The inconvenience of adding a dependency is a tooling problem that should be solved through better tools, not by packaging common or convenient libraries with the language.

lukasa · April 3, 2019, 1:14pm

I continue to want to ride the “fewer things in the main distribution” train. In particular, if the Python module gets upstreamed, feature requests for supporting in the main distribution also need to be treated reasonably.

I believe we should be investing in making obtaining dependencies easy and reliable. PythonKit seems to be easy to install, so I don’t think we have much of a worry there for now. I think we should keep investing in that support.

nuclearace · April 3, 2019, 1:27pm

I’ll echo what’s already been said. I think it’s better to keep that out as a separate dependency. IMO it’d be a shame if that Python package suddenly was burdened by the massively heavyweight process that is Swift Evolution. Having it be separate means it can evolve at a much faster rate, with possibly better/more features (even experimental ones, something that really isn’t available in Swift yet.)

Id see about centralizing the TensorFlow dependency with PythonKit if there’s fear they might drift.

But I think it’s enough that we have the machinery to build excellent wrappers around dynamic languages. I don’t see why we need to slow down the evolution of the actual wrappers by making them core Swift projects.

rxwei · April 3, 2019, 1:41pm

I personally agree with the sentiment that's been said here, while I can also see some pragmatic benefits.

I am neither for nor against making Python a core library, but just starting a discussion based on Chris's request here :)

pvieito · April 3, 2019, 1:52pm

I think we should split this question into two parts:

Should the Python interop module be part of the official Swift projects? Yes! We could create a new official Swift repo with the Python interop module (apple/swift-python, akin to apple/swift-log?).
Should the Python interop be distributed with the toolchain? I am very ambivalent to this. Swift already has built-in support for C and Objective-C interop, so built-in Python interop support would not be alien to the language. On the other hand, the Python interop module does not require any extra compiler support and can easily be distributed as separated Swift PM package, which can benefit of evolving and being developed more quickly.
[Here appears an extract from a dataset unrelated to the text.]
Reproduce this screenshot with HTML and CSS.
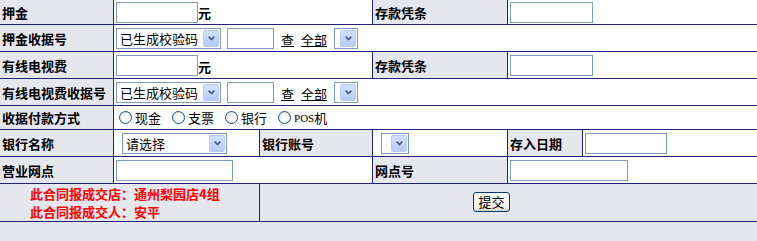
FILE: index.html
```html
<!DOCTYPE html>
<html lang="zh-CN">
<head>
    <meta charset="UTF-8">
    <title>押金登记</title>
    <link rel="stylesheet" href="styles.css">
</head>
<body>
    <form class="form-grid">
        <!-- 押金 -->
        <div class="cell label">押金</div>
        <div class="cell value span-2">
            <input type="text" class="text w-82">
            <span class="unit">元</span>
        </div>
        <div class="cell label">存款凭条</div>
        <div class="cell value span-2"><input type="text" class="text w-83"></div>

        <div class="cell label">押金收据号</div>
        <div class="cell value span-5">
            <label class="select w-105">
                <select><option>已生成校验码</option></select>
                <span class="select-btn"><svg width="7" height="5" viewBox="0 0 7 5"><path d="M0.7 0.7 L3.5 3.6 L6.3 0.7" stroke="#4b5f86" stroke-width="1.7" fill="none"/></svg></span>
            </label>
            <input type="text" class="text w-47">
            <a href="#" class="link">查</a>
            <a href="#" class="link">全部</a>
            <label class="select w-24">
                <select><option></option></select>
                <span class="select-btn"><svg width="7" height="5" viewBox="0 0 7 5"><path d="M0.7 0.7 L3.5 3.6 L6.3 0.7" stroke="#4b5f86" stroke-width="1.7" fill="none"/></svg></span>
            </label>
        </div>

        <!-- 有线电视费 -->
        <div class="cell label">有线电视费</div>
        <div class="cell value span-2">
            <input type="text" class="text w-82">
            <span class="unit">元</span>
        </div>
        <div class="cell label">存款凭条</div>
        <div class="cell value span-2"><input type="text" class="text w-83"></div>

        <div class="cell label">有线电视费收据号</div>
        <div class="cell value span-5">
            <label class="select w-105">
                <select><option>已生成校验码</option></select>
                <span class="select-btn"><svg width="7" height="5" viewBox="0 0 7 5"><path d="M0.7 0.7 L3.5 3.6 L6.3 0.7" stroke="#4b5f86" stroke-width="1.7" fill="none"/></svg></span>
            </label>
            <input type="text" class="text w-47">
            <a href="#" class="link">查</a>
            <a href="#" class="link">全部</a>
            <label class="select w-24">
                <select><option></option></select>
                <span class="select-btn"><svg width="7" height="5" viewBox="0 0 7 5"><path d="M0.7 0.7 L3.5 3.6 L6.3 0.7" stroke="#4b5f86" stroke-width="1.7" fill="none"/></svg></span>
            </label>
        </div>

        <div class="cell label">收据付款方式</div>
        <div class="cell value span-5 radios">
            <label class="radio"><input type="radio" name="pay"><span>现金</span></label>
            <label class="radio"><input type="radio" name="pay"><span>支票</span></label>
            <label class="radio"><input type="radio" name="pay"><span>银行</span></label>
            <label class="radio"><input type="radio" name="pay"><span class="pos">POS</span><span>机</span></label>
        </div>

        <!-- 银行 -->
        <div class="cell label">银行名称</div>
        <div class="cell value">
            <label class="select w-105 indent">
                <select><option>请选择</option></select>
                <span class="select-btn"><svg width="7" height="5" viewBox="0 0 7 5"><path d="M0.7 0.7 L3.5 3.6 L6.3 0.7" stroke="#4b5f86" stroke-width="1.7" fill="none"/></svg></span>
            </label>
        </div>
        <div class="cell label">银行账号</div>
        <div class="cell value">
            <label class="select w-28 indent">
                <select><option></option></select>
                <span class="select-btn"><svg width="7" height="5" viewBox="0 0 7 5"><path d="M0.7 0.7 L3.5 3.6 L6.3 0.7" stroke="#4b5f86" stroke-width="1.7" fill="none"/></svg></span>
            </label>
        </div>
        <div class="cell label">存入日期</div>
        <div class="cell value"><input type="text" class="text w-82"></div>

        <div class="cell label">营业网点</div>
        <div class="cell value span-2"><input type="text" class="text w-117"></div>
        <div class="cell label">网点号</div>
        <div class="cell value span-2"><input type="text" class="text w-118"></div>

        <div class="cell footer-note span-2">
            <p>此合同报成交店：通州梨园店4组</p>
            <p>此合同报成交人：安平</p>
        </div>
        <div class="cell footer-action span-4">
            <button type="button" class="btn">提交</button>
        </div>
    </form>
</body>
</html>
```

FILE: styles.css
```css
body {
    margin: 0;
    background-color: #e6e7ec;
    font-family: "Noto Sans CJK SC", "Liberation Sans", sans-serif;
    font-size: 13px;
    color: #000;
}
.form-grid {
    display: grid;
    grid-template-columns: 113px 145px 112px 134px 74px 1fr;
    grid-template-rows: 24px 26px 26px 26px 23px 26px 26px 37px;
    gap: 1px;
    background-color: #22227a;
    border-bottom: 1px solid #22227a;
}
.cell {
    display: flex;
    align-items: center;
    padding-left: 2px;
    min-width: 0;
}
.span-2 { grid-column: span 2; }
.span-4 { grid-column: span 4; }
.span-5 { grid-column: span 5; }
.label {
    background-color: #e6e7ec;
    font-weight: bold;
    white-space: nowrap;
}
.value {
    background-color: #fff;
}

/* inputs */
.text {
    box-sizing: border-box;
    height: 21px;
    margin: 0;
    padding: 0 2px;
    border: 1px solid #7f9db9;
    background: #fff;
    font: inherit;
}
.w-47 { width: 47px; margin-left: 6px; }
.w-82 { width: 82px; }
.w-83 { width: 83px; }
.w-117 { width: 117px; }
.w-118 { width: 118px; }
.unit {
    font-weight: bold;
    align-self: flex-end;
    line-height: 16px;
    margin-bottom: 3px;
}
.link {
    color: #000;
    text-decoration: underline;
    align-self: flex-end;
    line-height: 16px;
    margin-bottom: 3px;
    margin-left: 7px;
}

/* selects */
.select {
    box-sizing: border-box;
    display: inline-flex;
    align-items: center;
    height: 21px;
    border: 1px solid #7f9db9;
    background: #fff;
}
.select select {
    flex: 1;
    min-width: 0;
    height: 100%;
    margin: 0;
    padding: 0 0 0 3px;
    border: none;
    background: transparent;
    font: inherit;
    color: #000;
    appearance: none;
    -webkit-appearance: none;
}
.select-btn {
    box-sizing: border-box;
    display: flex;
    align-items: center;
    justify-content: center;
    width: 16px;
    height: 17px;
    margin-right: 1px;
    border: 1px solid #b9cbf3;
    border-radius: 2px;
    background: linear-gradient(#d2e0fd, #b6cbf7);
}
.w-105 { width: 105px; }
.w-24 { width: 24px; margin-left: 7px; }
.w-28 { width: 28px; }
.indent { margin-left: 6px; }

/* radios */
.radios {
    padding-left: 5px;
}
.radio {
    display: flex;
    align-items: center;
    margin-right: 11px;
}
.radio input {
    appearance: none;
    -webkit-appearance: none;
    box-sizing: border-box;
    width: 13px;
    height: 13px;
    margin: 0 3px 0 0;
    border: 1px solid #1d5280;
    border-radius: 50%;
    background: radial-gradient(circle at 60% 65%, #fff 30%, #d6d6cc 100%);
}
.pos {
    font-family: "Liberation Serif", serif;
    font-size: 11px;
}

/* footer */
.footer-note {
    background-color: #e6e7ec;
    flex-direction: column;
    align-items: flex-start;
    justify-content: center;
    padding-left: 30px;
    color: #f00;
    font-weight: bold;
}
.footer-note p {
    margin: 0;
    line-height: 18px;
}
.footer-action {
    background-color: #e6e7ec;
    padding-left: 213px;
}
.btn {
    box-sizing: border-box;
    width: 37px;
    height: 20px;
    padding: 0;
    border: 1px solid #003c74;
    border-radius: 3px;
    background: linear-gradient(#fff, #ecebe6 85%, #d6d0c5);
    font: inherit;
    line-height: 16px;
    color: #000;
    margin-top: -1px;
}
```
In conclusion, I think the Python interop module should be moved to its own official Swift repo (as a Swift PM package), but it should not be distributed with the official toolchains for now.
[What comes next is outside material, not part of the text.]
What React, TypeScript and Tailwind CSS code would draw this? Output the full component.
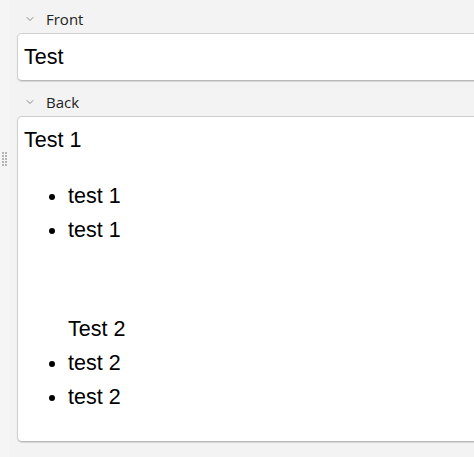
import { ChevronDown } from "lucide-react";

function FieldLabel({ name }: { name: string }) {
    return (
        <div className="flex h-[28px] items-center pl-[7px] text-[15px] text-[#222]" style={{ fontFamily: '"Open Sans", "Noto Sans", sans-serif' }}>
            <ChevronDown className="mr-[10px] h-[12px] w-[12px] text-[#8a8a8a]" strokeWidth={2} />
            <span>{name}</span>
        </div>
    );
}

export default function App() {
    const body = { fontFamily: '"Liberation Sans", Arial, sans-serif' };

    return (
        <div className="relative flex h-[457px] w-[474px] overflow-hidden bg-[#f3f3f3]">
            <div className="flex w-[9px] shrink-0 flex-col items-center justify-center bg-[#f5f5f5] pb-[140px]">
                <div className="grid grid-cols-2 gap-x-[1px] gap-y-[1px]">
                    {Array.from({ length: 10 }).map((_, i) => (
                        <span key={i} className="h-[2px] w-[2px] bg-[#b5b5b5]" />
                    ))}
                </div>
            </div>
            <div className="flex flex-1 flex-col pl-[8px] pt-[5px]">
                <FieldLabel name="Front" />
                <div
                    className="-mr-[10px] h-[48px] rounded-[5px] border border-[#cfcfcf] border-b-[#b8b8b8] bg-white px-[6px] pt-[9px] text-[21.5px] leading-[28px] text-black shadow-[0_1px_1px_rgba(0,0,0,0.12)]"
                    style={body}
                >
                    Test
                </div>
                <div className="h-[7px]" />
                <FieldLabel name="Back" />
                <div
                    className="-mr-[10px] h-[326px] rounded-[5px] border border-[#cfcfcf] border-b-[#b8b8b8] bg-white px-[6px] pt-[6px] text-[21.5px] leading-[34px] text-black shadow-[0_1px_1px_rgba(0,0,0,0.12)]"
                    style={body}
                >
                    <div>Test 1</div>
                    <ul className="my-[22px] list-disc pl-[44px]">
                        <li>test 1</li>
                        <li>test 1</li>
                    </ul>
                    <div className="h-[43px]" />
                    <ul className="list-disc pl-[44px]">
                        <div>Test 2</div>
                        <li>test 2</li>
                        <li>test 2</li>
                    </ul>
                </div>
            </div>
        </div>
    );
}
Yes, I think we should be able to use Swift Evolution to propose packages/modules to become part of the official Swift project.
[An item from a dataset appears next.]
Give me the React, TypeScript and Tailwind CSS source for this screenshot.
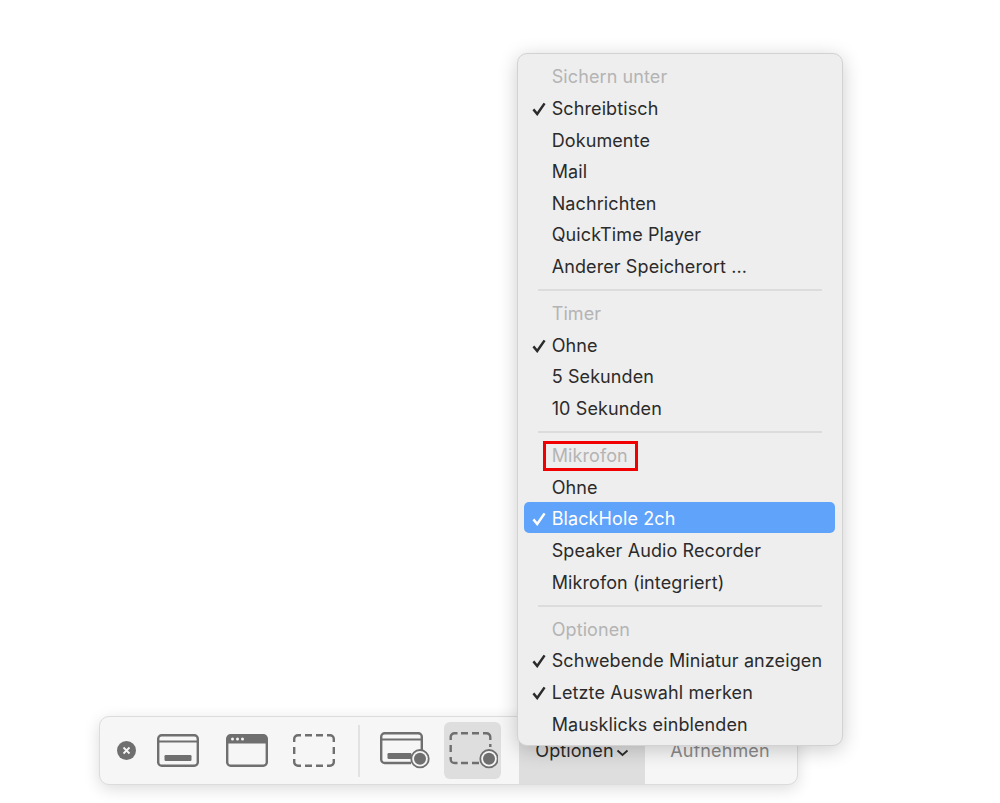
const sections = [
  {
    title: "Sichern unter",
    items: ["Schreibtisch", "Dokumente", "Mail", "Nachrichten", "QuickTime Player", "Anderer Speicherort ..."],
    checked: ["Schreibtisch"],
  },
  { title: "Timer", items: ["Ohne", "5 Sekunden", "10 Sekunden"], checked: ["Ohne"] },
  {
    title: "Mikrofon",
    items: ["Ohne", "BlackHole 2ch", "Speaker Audio Recorder", "Mikrofon (integriert)"],
    checked: ["BlackHole 2ch"],
    outlined: true,
  },
  {
    title: "Optionen",
    items: ["Schwebende Miniatur anzeigen", "Letzte Auswahl merken", "Mausklicks einblenden"],
    checked: ["Schwebende Miniatur anzeigen", "Letzte Auswahl merken"],
  },
];

function Check({ color }: { color: string }) {
  return (
    <svg width="14" height="14" viewBox="0 0 14 14" className="absolute left-[7.5px] top-[9px]">
      <path d="M1.4 7.4 L5.2 12 L12.6 1.4" fill="none" stroke={color} strokeWidth="2.5" />
    </svg>
  );
}

function ScreenIcon() {
  return (
    <svg width="42" height="33" viewBox="0 0 42 33" className="text-[#6f6f6f]">
      <rect x="1.2" y="1.2" width="39.6" height="30.6" rx="3.5" fill="none" stroke="currentColor" strokeWidth="2.4" />
      <path d="M1 7.5H41" stroke="currentColor" strokeWidth="2" />
      <rect x="7.5" y="21" width="27" height="6" rx="1.2" fill="currentColor" />
    </svg>
  );
}

function WindowIcon() {
  return (
    <svg width="42" height="33" viewBox="0 0 42 33" className="text-[#6f6f6f]">
      <rect x="1.2" y="1.2" width="39.6" height="30.6" rx="3.5" fill="none" stroke="currentColor" strokeWidth="2.4" />
      <path d="M1 4a3 3 0 0 1 3-3h34a3 3 0 0 1 3 3v5.5H1z" fill="currentColor" />
      <circle cx="6.5" cy="5" r="1.5" fill="#f6f6f6" />
      <circle cx="11.5" cy="5" r="1.5" fill="#f6f6f6" />
      <circle cx="16.5" cy="5" r="1.5" fill="#f6f6f6" />
    </svg>
  );
}

function SelectionIcon() {
  return (
    <svg width="42" height="33" viewBox="0 0 42 33" className="text-[#6f6f6f]">
      <path
        d="M1.2 8V5a3.8 3.8 0 0 1 3.8-3.8h3M12 1.2h7M23 1.2h7M34 1.2h3a3.8 3.8 0 0 1 3.8 3.8v3M40.8 13v7M40.8 25v3a3.8 3.8 0 0 1-3.8 3.8h-3M30 31.8h-7M19 31.8h-7M8 31.8H5A3.8 3.8 0 0 1 1.2 28v-3M1.2 20v-7"
        fill="none"
        stroke="currentColor"
        strokeWidth="2.4"
      />
    </svg>
  );
}

function RecordDot({ cx }: { cx: number }) {
  return (
    <>
      <circle cx={cx} cy="26.7" r="8.7" fill="#f6f6f6" stroke="currentColor" strokeWidth="1.8" />
      <circle cx={cx} cy="26.7" r="6" fill="currentColor" />
    </>
  );
}

function RecordScreenIcon() {
  return (
    <svg width="50" height="37" viewBox="0 0 50 37" className="text-[#6f6f6f]">
      <path d="M31 31H4.7a3.5 3.5 0 0 1-3.5-3.5V4.7a3.5 3.5 0 0 1 3.5-3.5h33.6a3.5 3.5 0 0 1 3.5 3.5V18" fill="none" stroke="currentColor" strokeWidth="2.4" />
      <path d="M1 7.5H42" stroke="currentColor" strokeWidth="2" />
      <rect x="7.5" y="21" width="24" height="6" rx="1.2" fill="currentColor" />
      <RecordDot cx={40} />
    </svg>
  );
}

function RecordSelectionIcon() {
  return (
    <svg width="50" height="37" viewBox="0 0 50 37" className="text-[#6f6f6f]">
      <path
        d="M2.7 8V5a3.8 3.8 0 0 1 3.8-3.8h3M13 1.2h7M24 1.2h7M35 1.2h3.5a3.8 3.8 0 0 1 3.8 3.8v3M42.3 12v3M2.7 13v7M2.7 25v2.2a3.8 3.8 0 0 0 3.8 3.8h3M13 31h7M24 31h7"
        fill="none"
        stroke="currentColor"
        strokeWidth="2.4"
      />
      <RecordDot cx={41} />
    </svg>
  );
}

function Toolbar() {
  return (
    <div className="ml-[99px] flex h-[69px] w-[699px] items-center rounded-[10px] border border-[#dcdcdc] bg-[#f6f6f6] tracking-[0.1px] shadow-[0_4px_16px_rgba(0,0,0,0.14)]">
      <div className="ml-[17px] flex h-[19px] w-[19px] items-center justify-center rounded-full bg-[#6f6f6f]">
        <svg width="9" height="9" viewBox="0 0 9 9">
          <path d="M1.5 1.5L7.5 7.5M7.5 1.5L1.5 7.5" stroke="#f6f6f6" strokeWidth="1.8" />
        </svg>
      </div>
      <div className="ml-[21px] flex items-center gap-[27px]">
        <ScreenIcon />
        <WindowIcon />
        <div className="-ml-[2px]">
          <SelectionIcon />
        </div>
      </div>
      <div className="ml-[23px] h-[52px] w-[2px] bg-[#e2e2e2]" />
      <div className="ml-[20px] mt-[-1px]">
        <RecordScreenIcon />
      </div>
      <div className="ml-[14px] flex h-[57px] w-[57px] items-center justify-center rounded-[6px] bg-[#dedede]">
        <RecordSelectionIcon />
      </div>
      <div className="ml-[18px] flex h-full w-[126px] items-center justify-center bg-[#dedede] text-[#2b2b2b]">
        Optionen
        <svg width="13" height="8" viewBox="0 0 13 8" className="ml-[2px] mt-[5px]">
          <path d="M1.5 1.5L6.5 6L11.5 1.5" fill="none" stroke="#2b2b2b" strokeWidth="1.8" />
        </svg>
      </div>
      <div className="flex h-full flex-1 items-center justify-center pr-[2px] text-[#8a8a8a]">Aufnehmen</div>
    </div>
  );
}

function Menu() {
  return (
    <div className="absolute left-[516.7px] top-[53px] w-[326px] rounded-[10px] border border-[#d2d2d2] bg-[#eeeeee] px-[7px] pb-[4.8px] pt-[7.2px] tracking-[0.1px] shadow-[0_4px_20px_rgba(0,0,0,0.2)]">
      {sections.map((section, i) => (
        <div key={section.title}>
          {i > 0 && (
            <div className="flex h-[15.6px] items-center px-[13px]">
              <div className="h-[2px] w-full bg-[#dcdcdc]" />
            </div>
          )}
          <div className="relative flex h-[31.6px] items-center pl-[27px] text-[#b4b4b4]">
            {section.title}
            {section.outlined && (
              <div className="absolute left-[18px] top-[1px] h-[30px] w-[95px] border-[3px] border-[#f00000]" />
            )}
          </div>
          {section.items.map((item) => {
            const selected = item === "BlackHole 2ch";
            return (
              <div
                key={item}
                className={`relative flex h-[31.6px] items-center pl-[27px] ${
                  selected ? "text-white" : "text-[#2b2b2b]"
                }`}
              >
                {selected && (
                  <div className="absolute left-[-0.6px] right-0 top-[-0.9px] h-[31px] rounded-[5px] bg-[#5fa3fb]" />
                )}
                {section.checked.includes(item) && (
                  <div className="absolute inset-0">
                    <Check color={selected ? "#ffffff" : "#2b2b2b"} />
                  </div>
                )}
                <span className="relative">{item}</span>
              </div>
            );
          })}
        </div>
      ))}
    </div>
  );
}

export default function App() {
  return (
    <div className="relative h-[803px] w-[1000px] overflow-hidden bg-white pt-[716px] font-['Inter',sans-serif] text-[18px]">
      <Toolbar />
      <Menu />
    </div>
  );
}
Python (deprecating the macOS module), PythonKit (), PythonInterop?

rxwei · April 3, 2019, 2:10pm

This is the discussion I’m looking for! I also believe it should be in its own repo regardless of whether it’s going to be distributed with the toolchain. I split the first question into two.

Chris_Lattner3 · April 3, 2019, 3:24pm

One related question: how does this all relate to the Python overlay module on the mac?

masters3d · April 3, 2019, 4:14pm

Yes to up streaming. Could it be its own repo? Or could we have a swift repo called OtherLangSupport with support for python and others via local packages vended as one?

I'm thinking keeping it a package is the best route. If included in the tool-chain, how does one switch python versions?

Lantua · April 3, 2019, 4:25pm

I’d prefer to have a default package folder (much like ~/.local/bin that REPL can look for when I do import Python

rxwei · April 3, 2019, 7:16pm

If we are to make Python an SwiftPM package instead of a core library, I don't see any problem (I think the system module gets shadowed when you have a local SwiftPM dependency). If we wanted Python to be a core library, then either we should rename Python or Apple should rename the system Python module to something like CPython. I think it's more accurate for the system module to be called CPython.

compnerd · January 21, 2020, 6:08pm

It has been a while, but, I would like to continue where this thread left off.

I think that keeping the Python interop in a repository external to the actual compiler but allowing it to be built optionally (and subsequently packaged into a distribution image) is a reasonable compromise between the two approaches.

Longer term, I think that splitting up the monolithic build and enabling different toolchains to vend a differing set of libraries is a reasonably flexible approach to enable use-cases which we may not have explicitly considered. This could both setup some of that infrastructure as well as make the Python interop module available on the master branch.

I am hoping to attempt this approach soon so we should at least have the ability to see what that workflow feels like. Due to simplicity, I am currently considering using the PythonKit repository as a starting point.

rxwei · January 21, 2020, 6:25pm

That would be great. Thanks Saleem! If I remember correctly, PythonKit is identical to what’s in the tensorflow branch, so starting with that feels reasonable.